The Fire Safety Act – An update
Since the Fire Safety Bill received Royal Assent on 29 April 2021, it has been in limbo, waiting for its provisions to be brought into force. This has now happened, at least in part, with the publication of the Fire Safety (England) Regulations 2022 (the Regulations) made under article 24 of the Fire Safety Order (the FSO).
The Fire Safety Act (the Act) was introduced to clarify who is responsible for managing and reducing fire risks in different parts of multi-occupied residential buildings, to prevent tragedies like the Grenfell fire occurring again. The legislation brought new fire safety obligations to some leaseholders, building owners and managers for the building structure, external wall, common parts and doors between the domestic premises and common parts.
The Regulations seek to improve fire safety of high-rise residential buildings and implement the majority of the recommendations made by the Grenfell Tower Inquiry in its Phase 1 report. The Regulations were published on 18 May 2022.
What changes does the Act bring?
Section 1 of the Act came into force in England and Wales on 16 May 2022. It makes amendments to, and extends the following provisions of, the FSO to the following parts of multi-occupied residential buildings:
- the building's structure, external walls and any common parts. The external walls include doors or windows in those walls, and anything attached to the exterior of those walls, e.g. windows, balconies and cladding.

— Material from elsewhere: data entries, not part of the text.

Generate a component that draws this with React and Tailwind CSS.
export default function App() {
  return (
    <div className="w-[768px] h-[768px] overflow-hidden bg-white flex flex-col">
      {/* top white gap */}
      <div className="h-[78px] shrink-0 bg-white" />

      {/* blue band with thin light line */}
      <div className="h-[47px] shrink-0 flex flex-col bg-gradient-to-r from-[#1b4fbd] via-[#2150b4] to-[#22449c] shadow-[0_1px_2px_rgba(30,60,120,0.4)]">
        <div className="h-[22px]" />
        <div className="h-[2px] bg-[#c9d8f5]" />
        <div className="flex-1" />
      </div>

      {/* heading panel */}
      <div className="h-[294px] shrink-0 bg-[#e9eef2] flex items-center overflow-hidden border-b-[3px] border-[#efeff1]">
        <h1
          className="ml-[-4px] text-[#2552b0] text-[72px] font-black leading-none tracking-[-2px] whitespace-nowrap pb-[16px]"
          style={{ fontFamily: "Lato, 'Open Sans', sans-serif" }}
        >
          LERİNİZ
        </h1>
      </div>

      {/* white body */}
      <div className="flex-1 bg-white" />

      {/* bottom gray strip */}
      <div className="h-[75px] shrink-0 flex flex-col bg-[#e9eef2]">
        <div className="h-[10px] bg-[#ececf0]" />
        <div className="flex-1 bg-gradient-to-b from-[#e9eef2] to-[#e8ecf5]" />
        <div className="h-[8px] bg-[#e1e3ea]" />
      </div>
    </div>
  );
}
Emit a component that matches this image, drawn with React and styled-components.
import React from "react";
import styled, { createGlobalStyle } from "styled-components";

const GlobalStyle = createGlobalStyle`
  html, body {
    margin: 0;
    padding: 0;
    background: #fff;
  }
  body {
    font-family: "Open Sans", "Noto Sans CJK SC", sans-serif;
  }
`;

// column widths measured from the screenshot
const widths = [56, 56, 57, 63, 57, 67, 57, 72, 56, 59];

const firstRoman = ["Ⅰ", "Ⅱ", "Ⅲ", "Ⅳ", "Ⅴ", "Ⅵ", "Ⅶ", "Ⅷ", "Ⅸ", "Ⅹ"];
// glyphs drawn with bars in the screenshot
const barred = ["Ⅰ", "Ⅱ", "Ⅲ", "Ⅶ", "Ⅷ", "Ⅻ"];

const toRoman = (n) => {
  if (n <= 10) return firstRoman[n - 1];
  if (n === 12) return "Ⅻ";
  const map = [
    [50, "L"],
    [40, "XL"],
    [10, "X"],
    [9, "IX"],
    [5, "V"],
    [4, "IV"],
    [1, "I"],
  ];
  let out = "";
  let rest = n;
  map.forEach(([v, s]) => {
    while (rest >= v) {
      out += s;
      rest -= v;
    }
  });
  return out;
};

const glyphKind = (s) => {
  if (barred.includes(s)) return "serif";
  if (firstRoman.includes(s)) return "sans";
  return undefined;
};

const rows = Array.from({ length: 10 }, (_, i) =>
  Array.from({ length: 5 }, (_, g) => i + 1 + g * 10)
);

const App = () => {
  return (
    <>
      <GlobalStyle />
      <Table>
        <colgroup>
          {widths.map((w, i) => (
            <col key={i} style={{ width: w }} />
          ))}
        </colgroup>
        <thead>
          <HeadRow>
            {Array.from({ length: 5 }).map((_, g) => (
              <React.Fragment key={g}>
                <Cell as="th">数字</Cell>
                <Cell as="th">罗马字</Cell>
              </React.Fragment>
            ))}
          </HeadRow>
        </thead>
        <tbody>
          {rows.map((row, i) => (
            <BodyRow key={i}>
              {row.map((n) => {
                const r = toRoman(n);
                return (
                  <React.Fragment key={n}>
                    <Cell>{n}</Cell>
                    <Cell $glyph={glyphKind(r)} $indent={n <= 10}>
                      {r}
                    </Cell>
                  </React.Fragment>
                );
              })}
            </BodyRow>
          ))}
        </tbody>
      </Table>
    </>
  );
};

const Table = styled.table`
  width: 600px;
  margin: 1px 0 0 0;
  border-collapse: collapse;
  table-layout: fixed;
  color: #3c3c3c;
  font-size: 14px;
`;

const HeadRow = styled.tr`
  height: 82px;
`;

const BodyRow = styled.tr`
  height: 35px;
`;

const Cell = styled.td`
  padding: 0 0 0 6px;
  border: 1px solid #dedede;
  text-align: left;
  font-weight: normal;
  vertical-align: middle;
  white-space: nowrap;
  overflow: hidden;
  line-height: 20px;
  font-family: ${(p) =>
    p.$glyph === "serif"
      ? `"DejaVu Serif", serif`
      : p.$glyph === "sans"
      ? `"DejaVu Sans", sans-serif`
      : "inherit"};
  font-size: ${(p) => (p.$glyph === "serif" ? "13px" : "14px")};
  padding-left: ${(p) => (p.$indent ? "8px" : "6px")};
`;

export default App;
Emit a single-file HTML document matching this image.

- all doors between the domestic premises and common parts.
The legislation applies to any building in England containing two or more sets of domestic premises.
Section 3 of the Act also came into force on 16 May 2022. It deals with risk-based guidance for the discharge of duties under the FSO. Under Article 3 of the FSO, the "responsible person" of a premise (either a building or any part of it) is the person who has control of the premises ("the Responsible Person"), which may include building owners, leaseholders or managers.
Section 3 defines 'risk-based guidance' as guidance on how a Responsible Person is to prioritise the discharge of its duties in respect of different premises by reference to risk.
It provides that if a person has contravened a provision of the FSO:
- proof of a failure to comply with risk-based guidance may be relied on to establish that there was such a contravention; and
- proof of compliance with risk-based guidance may be relied on to establish that there was no such contravention.
The Responsible Person needs to review and update the risk assessment processes accordingly. Once the risk assessment processes are published, the Responsible Person should apply the risk-based guidance (under Section 3 of the Act) to comply with their duties in the FSO.
The Government is yet to publish to relevant risk assessment processes themselves.
What changes will the Regulations bring?
It is intended that the Regulations will come into force on 23 January 2023. Regulations 4 to 10 provide some further clarity as to the scope of a Responsible Person's duties, including imposing obligations such as:
- The installation and maintenance of a secure information box to hold plans and information, including: (i) a record of the design of the external walls of the building, including details of the materials from which they are constructed; and (ii) floor plans and building plans identifying locations of lifts and identify if the lift is one for use by firefighters.
- Lifts and essential fire-fighting equipment to be regularly inspected.
- The installation of wayfinding signage.
- The provision of fire safety information and instructions to residents, including how to report a fire; the evacuation strategy; and the display of such instructions in a conspicuous part of any building.
- The undertaking of checks on fire doors.
The above applies to high-rise residential buildings, defined by the FSO as a building containing two or more sets of domestic premises that is at least 18 metres above ground level or has at least seven storeys. For multi-occupied residential buildings over 11 metres in height, the Responsible Person must undertake checks on all communal fire doors and annual checks on flat entrance doors.
The Regulations apply to existing buildings and requirements for new buildings may be different.
The imposition of these obligations on the Responsible Person incorporates the recommendations and lessons learnt from the Grenfell Tower Inquiry Phase 1 report, which concluded that the lack of onsite information hampered the London Fire Service's response and that such information can assist in planning for and operational response to a fire.
Anyone undertaking the role of the Responsible Person should ensure they incorporate the new regulatory requirements into their processes in good time before their enactment. They should also continue to watch closely for both the specific risk assessment processes relevant to the FSO and further Regulations as they are introduced. This will include the publication of supporting guidance for the Regulations, which is due to be published later this year.